1. The original role of national parliaments is to oversee the activities of the ministers who form one legislative organ – the Council – of the European Union’s legislative chamber, along with their 26 colleagues. The significance of these ministers and ministries means that public discourse on the shaping of national policy on the EU and monitoring by the Bundestag are required. However, I believe that the nation states underestimate the function of the legislative organ – and Germany is no exception here. Since ratification of the Treaty of Lisbon, additional democratic control of the legislation proposed by the Commission has been provided by the national parliaments through the principle of subsidiarity (Protocol 2 of the Treaty of Lisbon). According to this principle, the EU may only act where its measures are more effective than those of individual countries. Legislative proposals must be scrutinized according to the criteria of the subsidiarity principle in cases where this legislation is being proposed in areas of shared responsibility between the EU and its Member States and when parliaments submit a reasoned opinion to the Commission stating why they believe that the draft in question does not comply with the principle of subsidiarity within eight weeks of the date of forwarding of a draft legislative act; if “negative” reasoned opinions represent at least one-third of the votes allocated to the national parliaments, the draft must be reviewed. If the number of negative reasoned opinions to a proposal that is to be debated in an ordinary legislative procedure reaches a 50-percent quorum of the votes, the Commission has to issue a statement to the European Parliament and the Council justifying its proposal. On the basis of this statement and the statements by the national parliaments, the Council and the European Parliament may decide – with a majority of 55 percent of the votes – to terminate the procedure. [23]
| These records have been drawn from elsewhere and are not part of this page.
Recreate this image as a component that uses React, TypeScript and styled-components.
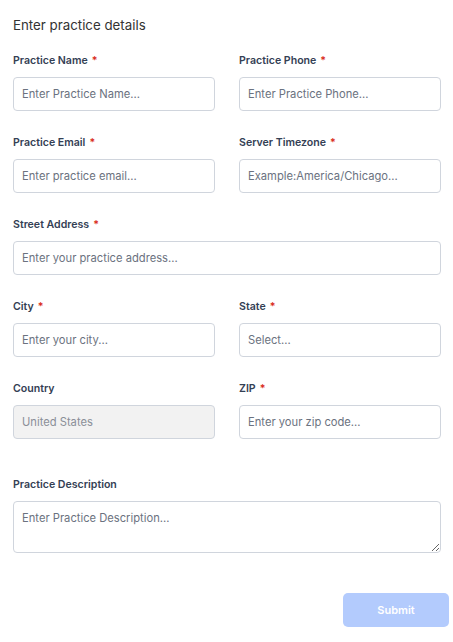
import React from "react";
import styled, { createGlobalStyle } from "styled-components";

const GlobalStyle = createGlobalStyle`
  html, body { margin: 0; padding: 0; background: #ffffff; }
  body { font-family: Inter, "Noto Sans", Arial, sans-serif; }
  * { box-sizing: border-box; }
`;

const Page = styled.div`
  padding: 17px 12px 0 13px;
  width: 453px;
`;

const Title = styled.h2`
  margin: 0 0 20px 0;
  font-size: 13.3px;
  line-height: 17px;
  font-weight: 400;
  color: #333333;
`;

const Grid = styled.div`
  display: grid;
  grid-template-columns: 202px 202px;
  column-gap: 24px;
  row-gap: 25px;
  width: 428px;
`;

const Field = styled.div<{ $full?: boolean; $extraTop?: number }>`
  display: flex;
  flex-direction: column;
  gap: 9px;
  grid-column: ${(p) => (p.$full ? "1 / -1" : "auto")};
  margin-top: ${(p) => p.$extraTop ?? 0}px;
`;

const Label = styled.label`
  font-size: 10.6px;
  line-height: 14px;
  font-weight: 600;
  color: #344054;
`;

const Req = styled.span`
  color: #d92d20;
  margin-left: 4px;
`;

const Input = styled.input<{ $disabled?: boolean }>`
  height: 34px;
  width: 100%;
  border: 1px solid #d0d5dd;
  border-radius: 4px;
  padding: 0 8px;
  font-family: Inter, "Noto Sans", Arial, sans-serif;
  font-size: 11.2px;
  color: #333;
  background: ${(p) => (p.$disabled ? "#f2f2f2" : "#ffffff")};
  outline: none;
  &::placeholder {
    color: ${(p) => (p.$disabled ? "#8a8f98" : "#6b7280")};
  }
`;

const TextArea = styled.textarea`
  height: 52px;
  width: 100%;
  border: 1px solid #d0d5dd;
  border-radius: 4px;
  padding: 8px 8px;
  font-family: Inter, "Noto Sans", Arial, sans-serif;
  font-size: 11.2px;
  line-height: 16px;
  resize: vertical;
  outline: none;
  display: block;
  &::placeholder {
    color: #6b7280;
  }
`;

const Footer = styled.div`
  display: flex;
  justify-content: flex-end;
  margin-top: 40px;
  width: 436px;
`;

const SubmitButton = styled.button`
  width: 106px;
  height: 34px;
  border: none;
  border-radius: 5px;
  background: #b3cbfd;
  color: #ffffff;
  font-family: Inter, "Noto Sans", Arial, sans-serif;
  font-size: 11px;
  font-weight: 600;
`;

type F = { label: string; placeholder: string; required?: boolean; full?: boolean; disabled?: boolean };

const fields: F[] = [
  { label: "Practice Name", placeholder: "Enter Practice Name...", required: true },
  { label: "Practice Phone", placeholder: "Enter Practice Phone...", required: true },
  { label: "Practice Email", placeholder: "Enter practice email...", required: true },
  { label: "Server Timezone", placeholder: "Example:America/Chicago...", required: true },
  { label: "Street Address", placeholder: "Enter your practice address...", required: true, full: true },
  { label: "City", placeholder: "Enter your city...", required: true },
  { label: "State", placeholder: "Select...", required: true },
  { label: "Country", placeholder: "United States", disabled: true },
  { label: "ZIP", placeholder: "Enter your zip code...", required: true },
];

export default function App() {
  return (
    <>
      <GlobalStyle />
      <Page>
        <Title>Enter practice details</Title>
        <Grid>
          {fields.map((f) => (
            <Field key={f.label} $full={f.full}>
              <Label>
                {f.label}
                {f.required && <Req>*</Req>}
              </Label>
              <Input placeholder={f.placeholder} $disabled={f.disabled} disabled={f.disabled} />
            </Field>
          ))}
          <Field $full $extraTop={14}>
            <Label>Practice Description</Label>
            <TextArea placeholder="Enter Practice Description..." />
          </Field>
        </Grid>
        <Footer>
          <SubmitButton>Submit</SubmitButton>
        </Footer>
      </Page>
    </>
  );
}
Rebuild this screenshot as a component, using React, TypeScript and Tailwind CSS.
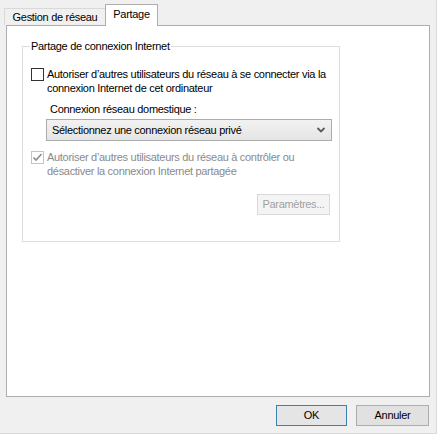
import React from 'react';

const font = { fontFamily: '"Liberation Sans", Arial, sans-serif' };

const Checkbox: React.FC<{ checked?: boolean; disabled?: boolean }> = ({ checked, disabled }) => (
  <div
    className={`w-[13px] h-[13px] shrink-0 border bg-white flex items-center justify-center ${
      disabled ? 'border-[#c4c4c4]' : 'border-[#333333]'
    }`}
  >
    {checked && (
      <svg width="11" height="11" viewBox="0 0 11 11">
        <polyline points="1.5,5.5 4,8 9.5,2" fill="none" stroke={disabled ? '#8d8d8d' : '#333'} strokeWidth="1.6" />
      </svg>
    )}
  </div>
);

export default function App() {
  return (
    <div className="w-[438px] h-[435px] bg-white">
      <div
        className="w-[437px] h-[434px] bg-[#f0f0f0] border-r border-b border-[#dadada] flex flex-col text-[11px] tracking-[-0.3px] text-black whitespace-nowrap"
        style={font}
      >
        {/* tabs */}
        <div className="flex items-end pl-[4px] pt-[4px] h-[25px] relative z-10">
          <div className="h-[17px] w-[101px] border border-b-0 border-r-0 border-[#d9d9d9] bg-[#f0f0f0] flex items-center justify-center leading-none pt-px">
            Gestion de réseau
          </div>
          <div className="w-[53px] border border-b-0 border-[#adadad] bg-white flex items-start justify-center pt-[4px] leading-none -mb-px h-[22px]">
            Partage
          </div>
        </div>

        {/* panel */}
        <div className="mx-[6px] h-[372px] border border-[#adadad] bg-white">
          <fieldset className="ml-[15px] mt-[13px] w-[318px] min-w-0 h-[203px] border border-[#dcdcdc] px-[8px]">
            <legend className="ml-[-1px] px-[1px] leading-[14px]">Partage de connexion Internet</legend>

            <div className="flex gap-[3px] mt-[14px]">
              <div className="pt-px">
                <Checkbox />
              </div>
              <div className="leading-[14px]">
                Autoriser d’autres utilisateurs du réseau à se connecter via la
                <br />
                connexion Internet de cet ordinateur
              </div>
            </div>

            <div className="ml-[19px] mt-[7px] leading-[14px]">Connexion réseau domestique :</div>

            <div className="ml-[15px] mt-[3px] w-[286px] h-[22px] border border-[#acacac] bg-gradient-to-b from-[#f2f2f2] to-[#e5e5e5] flex items-center justify-between pl-[5px] pr-[5px]">
              <span>Sélectionnez une connexion réseau privé</span>
              <svg width="10" height="8" viewBox="0 0 10 8">
                <polyline points="1.5,2 5,5.5 8.5,2" fill="none" stroke="#5b5b5b" strokeWidth="1.8" />
              </svg>
            </div>

            <div className="flex gap-[3px] mt-[9px] text-[#8a8a8a]">
              <div className="pt-px">
                <Checkbox checked disabled />
              </div>
              <div className="leading-[14px]">
                Autoriser d’autres utilisateurs du réseau à contrôler ou
                <br />
                désactiver la connexion Internet partagée
              </div>
            </div>

            <div className="flex justify-end mt-[16px] pr-[1px]">
              <div className="w-[73px] h-[21px] border border-[#d9d9d9] bg-[#f4f4f4] text-[#a0a0a0] flex items-center justify-center">
                Paramètres...
              </div>
            </div>
          </fieldset>
        </div>

        {/* buttons */}
        <div className="flex justify-end gap-[9px] mt-[8px] pr-[7px]">
          <button className="w-[71px] h-[21px] border border-[#3c7fb1] bg-[#e5e5e5] flex items-center justify-center">
            OK
          </button>
          <button className="w-[73px] h-[21px] border border-[#adadad] bg-[#e1e1e1] flex items-center justify-center">
            Annuler
          </button>
        </div>
      </div>
    </div>
  );
}
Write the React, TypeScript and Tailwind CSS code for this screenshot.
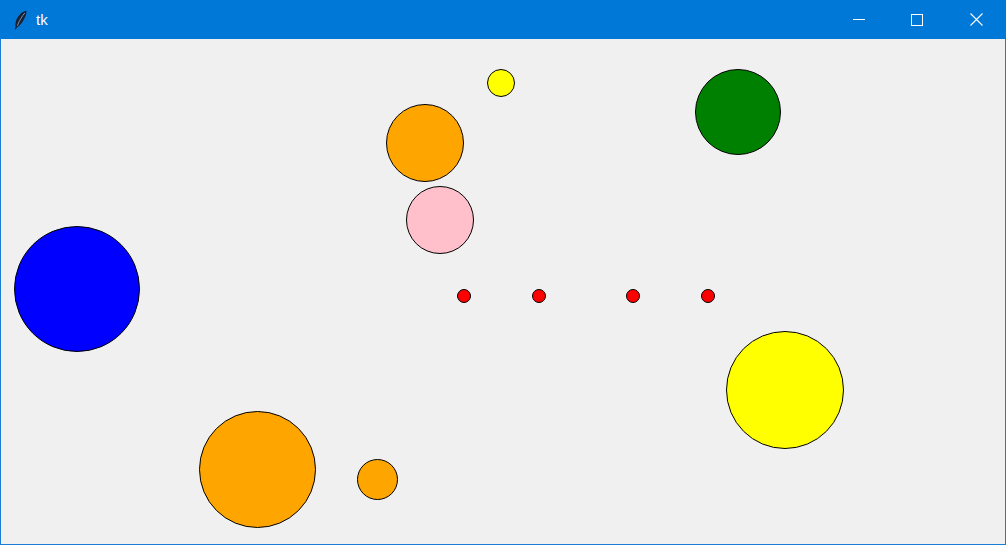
import React from 'react';

type Dot = {x: number; y: number; d: number; color: string};

// bounding boxes in canvas coordinates (canvas starts at 1,39 on screen)
const dots: Dot[] = [
  {x: 13, y: 187, d: 126, color: 'bg-[#0000ff]'},
  {x: 486, y: 30, d: 28, color: 'bg-[#ffff00]'},
  {x: 385, y: 65, d: 78, color: 'bg-[#ffa500]'},
  {x: 405, y: 147, d: 68, color: 'bg-[#ffc0cb]'},
  {x: 694, y: 30, d: 86, color: 'bg-[#008000]'},
  {x: 725, y: 292, d: 118, color: 'bg-[#ffff00]'},
  {x: 198, y: 372, d: 117, color: 'bg-[#ffa500]'},
  {x: 356, y: 420, d: 41, color: 'bg-[#ffa500]'},
  {x: 456, y: 250, d: 14, color: 'bg-[#ff0000]'},
  {x: 531, y: 250, d: 14, color: 'bg-[#ff0000]'},
  {x: 625, y: 250, d: 14, color: 'bg-[#ff0000]'},
  {x: 700, y: 250, d: 14, color: 'bg-[#ff0000]'},
];

const Feather = () => (
  <svg width="14" height="20" viewBox="0 0 14 20">
    <path
      d="M13 0.8 C9 1.8 4.6 6 3 11 C2.3 13.5 2.2 15.5 2.6 17 L1.6 19.6 L2.8 19.6 L3.8 17.4 C7 16 10.5 11 12.5 6 C13.5 3.5 13.7 1.6 13 0.8 Z"
      fill="#1a1f2c"
    />
    <path d="M11.8 3 C9.2 6 6.6 10 4.3 15.8" stroke="#7b92c4" strokeWidth="1" fill="none" />
  </svg>
);

const App: React.FC = () => {
  return (
    <div className="w-[1006px] h-[545px] flex flex-col" style={{fontFamily: '"Segoe UI", "Liberation Sans", sans-serif'}}>
      {/* title bar */}
      <div className="h-[39px] shrink-0 bg-[#0078d7] flex items-center text-white">
        <div className="w-[36px] flex items-center justify-center pl-[4px] pt-[1px]">
          <Feather />
        </div>
        <span className="text-[15px] leading-none" style={{fontFamily: '"Liberation Sans", sans-serif'}}>tk</span>
        <div className="ml-auto flex h-full">
          <div className="w-[58px] h-full flex items-center justify-center">
            <div className="w-[12px] h-[1px] bg-white" />
          </div>
          <div className="w-[58px] h-full flex items-center justify-center">
            <div className="w-[12px] h-[12px] border border-white" />
          </div>
          <div className="w-[60px] h-full flex items-center justify-center">
            <svg width="13" height="13" viewBox="0 0 13 13">
              <path d="M0.5 0.5 L12.5 12.5 M12.5 0.5 L0.5 12.5" stroke="white" strokeWidth="1.1" />
            </svg>
          </div>
        </div>
      </div>

      {/* canvas */}
      <div className="flex-1 relative bg-[#f0f0f0] border-x border-b border-[#1a7fd4] overflow-hidden">
        {dots.map((c, i) => (
          <div
            key={i}
            className={`absolute rounded-full border border-black ${c.color}`}
            style={{left: c.x, top: c.y, width: c.d, height: c.d}}
          />
        ))}
      </div>
    </div>
  );
};

export default App;
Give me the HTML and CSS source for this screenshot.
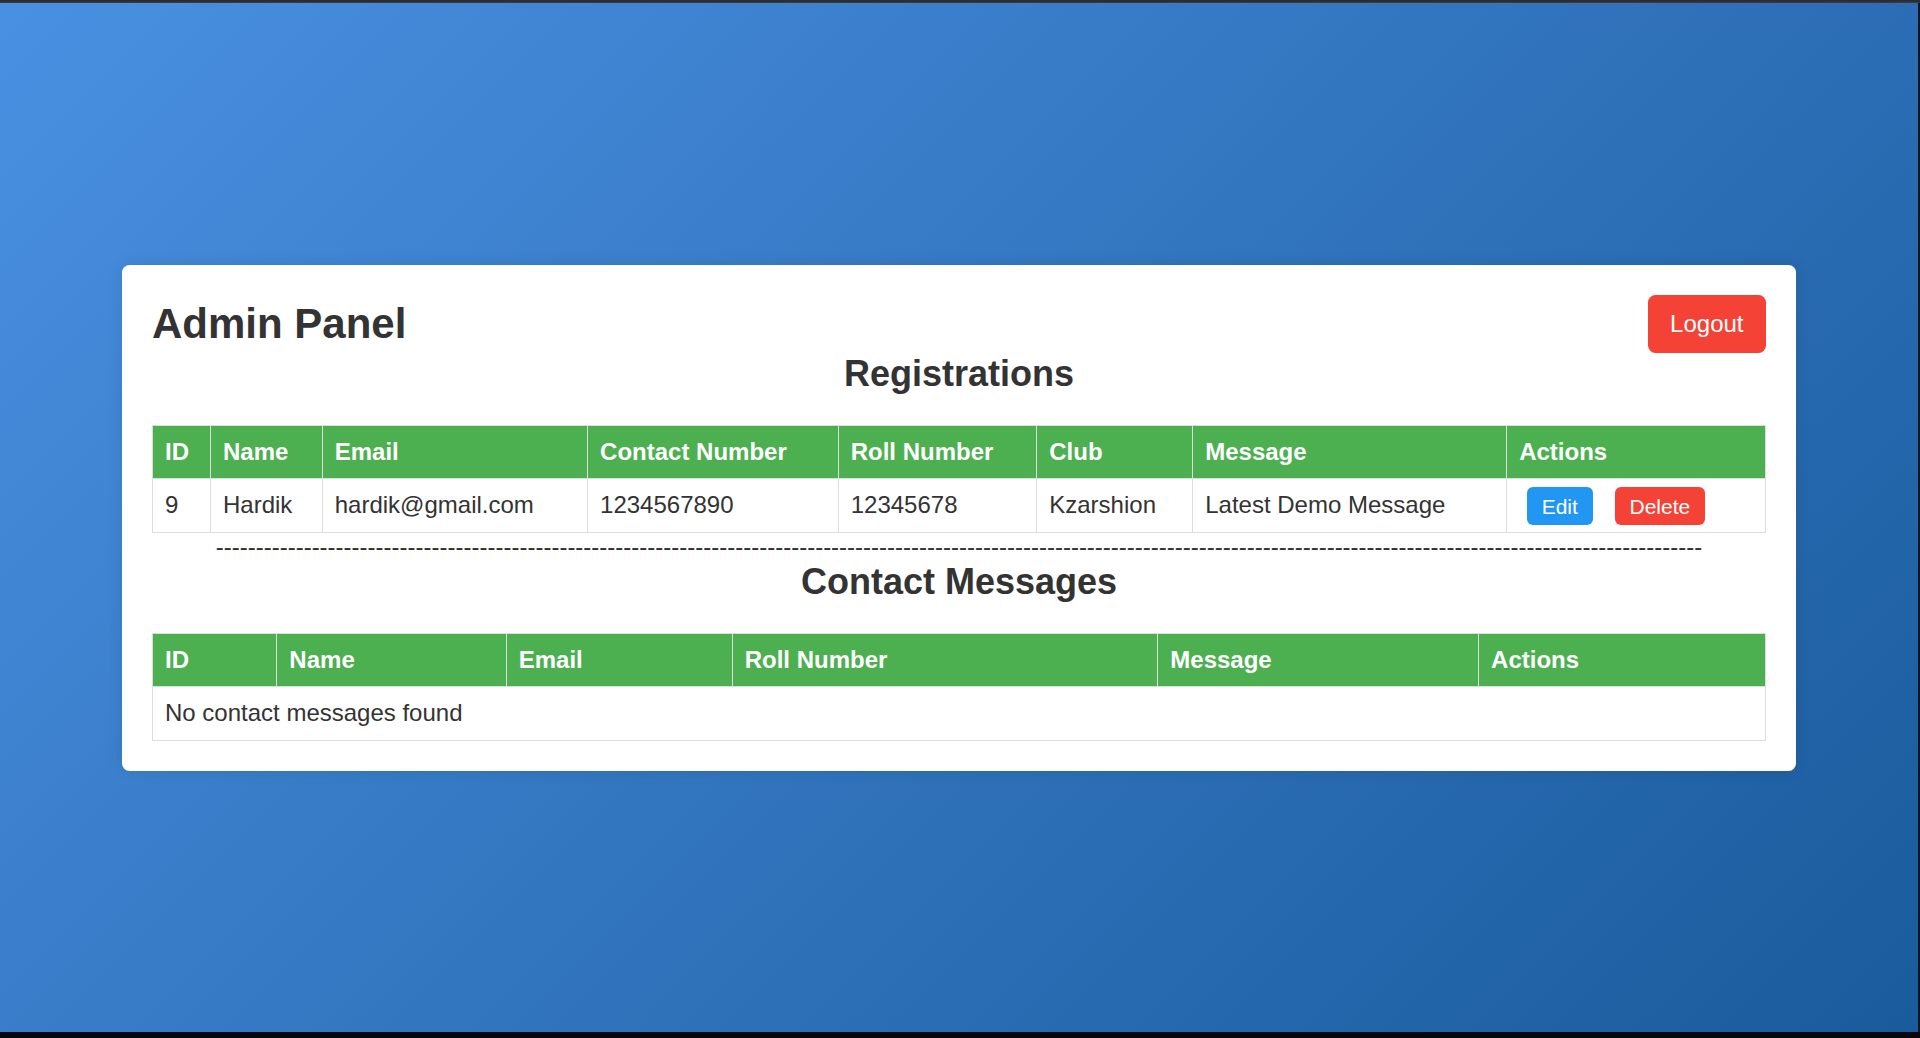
FILE: index.html
```html
<!DOCTYPE html>
<html lang="en">
<head>
<meta charset="utf-8">
<title>Admin Panel</title>
<link rel="stylesheet" href="styles.css">
</head>
<body>
<div class="topbar"></div>
<div class="middle">
  <main class="viewport">
    <div class="card">
      <div class="header">
        <h1 class="title">Admin Panel</h1>
        <a class="logout" href="#">Logout</a>
      </div>
      <h2 class="section-title">Registrations</h2>
      <table class="data">
        <thead>
          <tr>
            <th>ID</th><th>Name</th><th>Email</th><th>Contact Number</th><th>Roll Number</th><th>Club</th><th>Message</th><th>Actions</th>
          </tr>
        </thead>
        <tbody>
          <tr>
            <td>9</td><td>Hardik</td><td>hardik@gmail.com</td><td>1234567890</td><td>12345678</td><td>Kzarshion</td><td>Latest Demo Message</td>
            <td><a class="btn btn-edit" href="#">Edit</a> <a class="btn btn-delete" href="#">Delete</a></td>
          </tr>
        </tbody>
      </table>
      <div class="divider">------------------------------------------------------------------------------------------------------------------------------------------------------------------------------------------</div>
      <h2 class="section-title">Contact Messages</h2>
      <table class="data">
        <thead>
          <tr>
            <th>ID</th><th>Name</th><th>Email</th><th>Roll Number</th><th>Message</th><th>Actions</th>
          </tr>
        </thead>
        <tbody>
          <tr>
            <td colspan="6">No contact messages found</td>
          </tr>
        </tbody>
      </table>
    </div>
  </main>
  <div class="rightbar"></div>
</div>
<div class="bottombar"></div>
</body>
</html>
```
FILE: styles.css
```css
html, body {
  margin: 0;
  padding: 0;
}
body {
  width: 1920px;
  height: 1038px;
  display: flex;
  flex-direction: column;
  overflow: hidden;
  font-family: "Liberation Sans", Arial, sans-serif;
  color: #333;
  background: #0a0a12;
}
.topbar {
  height: 3px;
  flex: none;
  background: #2c2c32;
  border-bottom: 1px solid #3a3a40;
  box-sizing: border-box;
}
.middle {
  flex: 1;
  display: flex;
  min-height: 0;
}
.viewport {
  flex: 1;
  display: flex;
  align-items: center;
  justify-content: center;
  background: linear-gradient(135deg, #4a90e2 0%, #1a5b9c 100%);
}
.rightbar {
  width: 2px;
  flex: none;
  background: #14141c;
}
.bottombar {
  height: 6px;
  flex: none;
  background: #07070e;
}
.card {
  width: 1674px;
  box-sizing: border-box;
  padding: 30px;
  background: #fff;
  border-radius: 7.5px;
  box-shadow: 0 0 15px rgba(0, 0, 0, 0.1);
}
.header {
  display: flex;
  justify-content: space-between;
  align-items: center;
}
.title {
  margin: 0;
  font-size: 42px;
  font-weight: bold;
  color: #333;
}
.logout {
  display: inline-block;
  background: #f44336;
  color: #fff;
  text-decoration: none;
  font-size: 24px;
  padding: 15px 22.5px;
  border-radius: 7.5px;
}
.section-title {
  margin: 0 0 30px;
  text-align: center;
  font-size: 36px;
  font-weight: bold;
  color: #333;
}
.data {
  width: 100%;
  border-collapse: collapse;
  font-size: 24px;
}
.data th,
.data td {
  border: 1px solid #ddd;
  padding: 12.25px 12px;
  text-align: left;
}
.data th {
  background: #4caf50;
  color: #fff;
  font-weight: bold;
}
.data td {
  color: #333;
}
.btn {
  color: #fff;
  text-decoration: none;
  font-size: 21px;
  padding: 7.5px 15px;
  margin: 0 7.5px;
  border-radius: 6px;
}
.btn-edit {
  background: #2196f3;
}
.btn-delete {
  background: #f44336;
}
.divider {
  text-align: center;
  font-size: 24px;
  color: #333;
  white-space: nowrap;
  overflow: hidden;
}
```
2. The European Parliament is the main target of lobbying activities on the European level. In the ordinary legislative procedure, which is now the standard procedure within the EU (usually in those policy areas with a Council voting procedure involving a qualified majority), the European Parliament plays an equal role in passing legislation. This complicated legislative procedure, whereby the Council and the European Parliament pass a law by incorporating proposed amendments based on Commission proposals, with up to two readings and one conciliation committee sitting, has brought about a situation whereby laws were passed after the first reading in over two-thirds of cases [24] during the European Parliament’s past two legislative periods. When the Commission publishes a legislative proposal, this is simultaneously sent to the administration of the Council and of the European Parliament. The relevant committee of the European Parliament’s Bureau decides which of its members should select a rapporteur who will be primarily responsible for negotiating the proposed legislation in the European Parliament’s interests. This rapporteur is the most important person in the negotiations and draws up a report representing the European Parliament’s view. A committee finalizes the report, which subsequently forms the basis of negotiations with the Commission and particularly with the Council. As the European Parliament does not have its own research and documentation service, unlike the Bundestag, the rapporteur depends on the external expertise of advocacy groups. The development toward laws being passed after the first reading has been criticized by advocacy groups in particular, since this means that the Parliament’s position is negotiated with the Council, and it is thus more difficult for civil society organizations to acquire an overview of the conflicts and compromises involved in the negotiations. In a special legislative procedure under Art. 289(2), which has also included the Council’s non-legislative procedures such as multinational trade agreements like ACTA since ratification of the Treaty of Lisbon, the European Parliament only exercises a right of veto on Commission or Council laws.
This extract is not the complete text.